Corriere della Sera - La Lettura, 11 ottobre 2015
Pasolini giornalista
Fu il vicedirettore Gaspare Barbiellini Amidei, alla fine del 1972, a proporre a Piero Ottone, che conduceva il «Corriere» da meno di un anno, la collaborazione di Pier Paolo Pasolini. Ingaggio sul filo della sfida impossibile: l’intellettuale «marxista», eretico, corsaro, scandaloso sulle pagine del quotidiano della borghesia milanese… Eppure il matrimonio durò quasi tre anni (fino alla morte dello scrittore) e non fu un rapporto difficile. Ma è ancora più paradossale che con quelle premesse di dissonanza profonda la firma di Pasolini venga quasi identificata ancora oggi, nella memoria dei posteri, con la testata del quotidiano milanese (come è avvenuto con pochissime altre: Barzini, Buzzati, Montale, Montanelli...). Una sola volta Ottone prese in mano il telefono per chiedere a Pasolini (che non incontrò mai personalmente) un ripensamento a proposito di un suo pezzo a rischio di querela e Pasolini non fece alcuna resistenza.

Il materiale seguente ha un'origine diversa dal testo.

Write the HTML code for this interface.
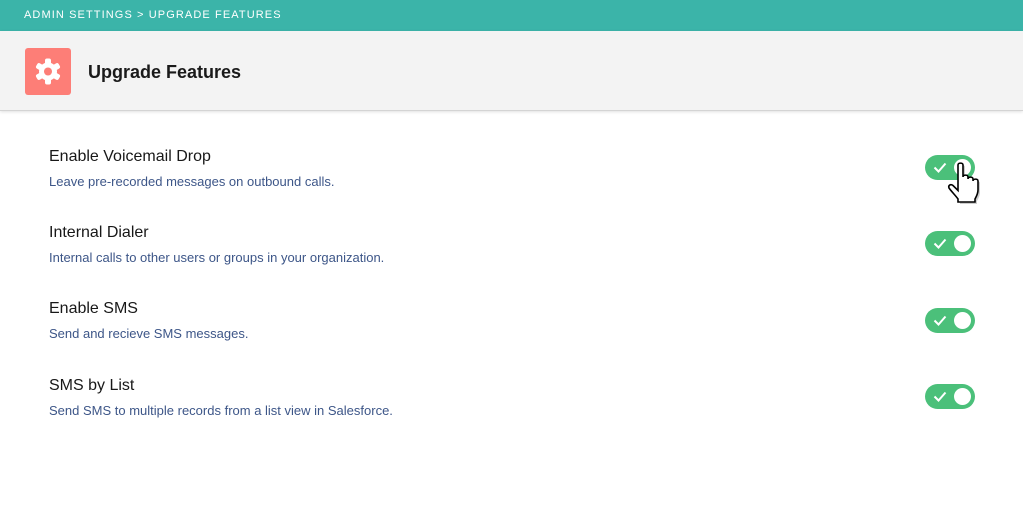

Pasolini aveva già dato prova, sui giornali, della sua imprevedibilità polemica: dal maggio 1960 al settembre ’65 aveva tenuto la rubrica «Dialoghi» sul settimanale del Pci «Vie Nuove»; poi, dall’agosto 1968 al gennaio 1970, sul «Tempo» aveva pubblicato, sotto la rubrica «Il caos», interventi liberi sull’attualità. Sempre sul «Tempo» avrebbe poi ripreso a collaborare tra il ’72 e il ’75 soprattutto come critico letterario. Sono scritti che, come ha osservato Piergiorgio Bellocchio, «formano il capitolo più congestionato, convulso e caotico di tutta la produzione saggistica di Pasolini», in cui i temi del «corsaro» e del «luterano» (neocapitalismo, nuovo fascismo, sviluppo e progresso, mutazione antropologica, edonismo, genocidio eccetera) sono già presenti.
Non è che la foga militante di Pasolini si esaurisca sulle colonne del «Corriere», se è vero che negli stessi anni continua a scrivere anche per altri giornali: non solo il «Tempo», ma «Il Mondo», «l’Espresso», «Epoca», «Europeo», «Panorama», «Rinascita», «Paese sera». Il primo articolo inviato a Barbiellini (Contro i capelli lunghi ) esce il 7 gennaio 1973 in seconda pagina sotto la rubrica «Tribuna aperta», uno spazio franco destinato a opinioni non necessariamente condivise dalla direzione. Stessa collocazione il 4 febbraio per il secondo intervento, sulla Trilogia della vita e la rappresentazione del sesso come forma di libertà d’espressione. E sempre in seconda pagina esce il 17 maggio l’articolo sullo slogan dei jeans Jesus. Il primo anno di collaborazione non è particolarmente intenso (4 pezzi). L’articolo del 9 dicembre 1973, Sfida ai dirigenti della televisione, un appello per un rilancio massiccio della lettura e della cultura in Tv, aprirà un ampio dibattito sulle tesi pasoliniane, accusate di mitizzare nostalgicamente (e con accenti reazionari) una presunta età dell’oro: il rimprovero più ricorrente (specie da sinistra) al Pasolini antimoderno e apocalittico.
D’altra parte, va detto che erano gli interventi provocati dai suoi stessi scritti a rilanciare nuove repliche, alimentando quell’ossessione alla ripetizione che è un tratto non solo retorico ma mentale. È con Gli italiani non sono più quelli, sulla mutazione antropologica, che la firma di Pasolini compare in prima pagina, nel taglio basso, il 10 giugno 1974.
Un censimento degli scritti giornalistici degli ultimi tre anni (realizzato da Valerio Valentini) mostra l’aumento esponenziale degli interventi sull’attualità e l’importanza che lo stesso Pasolini ha attribuito loro nel selezionarli per i due volumi antologici, Scritti corsari (1975) e Lettere luterane (progettato dall’autore e uscito «semipostumo» l’anno dopo): i «pezzi» del 1973 ritenuti degni di essere antologizzati sono solo 4 (3 dei quali apparsi sul «Corriere»); 12 quelli del 1974 (7 del «Corriere»); ben 26 (16 del «Corriere») sono del 1975. Un furore militante contemporaneo alla stesura del megaromanzo politico-visionario destinato a rimanere incompiuto, Petrolio, ma non per questo inoffensivo.